Latest Public Sector News

25.04.16

Academies plan could leave poorest schools short of funding, warns CCN

County councils have stated their opposition to a “one-size-fits-all” approach to funding schools as part of the government’s plan to turn all schools in the country into academies.

The government announced in last month’s Budget that they will turn all schools into academies and free schools by 2022, taking away local authorities’ control over them.

The County Councils Network’s (CNN’s) response to the consultation into the schools funding formula says that while they support the scheme in principle, there is no evidence that channelling funding directly to schools is the best way to meet individual needs, especially those of schools in areas of high need and small schools in rural areas.

Cllr David Borrow, CCN finance spokesman, said: “It is vital that children across the country are provided with an equal chance to meet their potential. Schools, in partnership with their local authorities, have delivered an excellent standard of education, despite the historical underfunding in county areas.

“We welcome the prospect of fairer funding for county schools. However, a one-size-fits-all national funding formulae and the continued push by government towards full academisation will remove any local discretion on how best to distribute funding to deliver the best outcomes for local children and counter any short-term difficulties faced by rural schools. 

“The size and scale of county local authorities means that they are ideally positioned to take a strategic overview of pupils’ needs and cost pressures facing schools in their local areas. It is imperative that government recognise their vital role when making their final decision how best to distribute the proposed national school funding formula.”

However, they do support proposals in the consultation to mitigate the impact by including additional funding for factors such as a high proportion of pupils on free school meals, a high proportion of pupils with English as an additional language and low school attainments.

The news comes after Cllr Louise Goldsmith, the leader of the Conservative-controlled West Sussex County Council, wrote to the government setting out the council’s opposition to the academy plans.

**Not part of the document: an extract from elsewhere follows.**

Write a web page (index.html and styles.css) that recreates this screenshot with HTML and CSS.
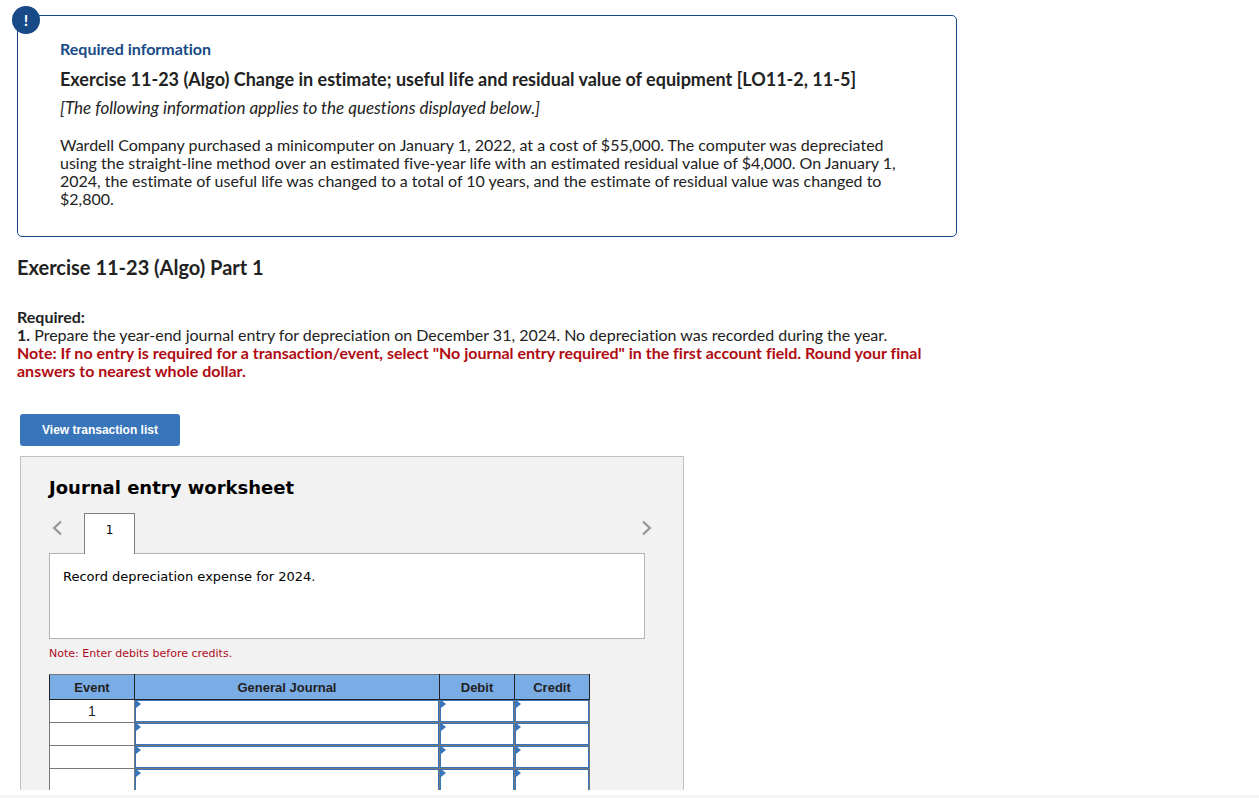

The Times reported today that Nicky Morgan, the secretary for education, is considering changing the plans to permit high-performing local authorities to manage their own academy chains and allowing councils to retain their powers to force academies to take vulnerable pupils or those with special needs and encourage them to increase the number of places.

A National Audit Office review of the Department for Education’s spending last week found no adequate information on how much academies cost.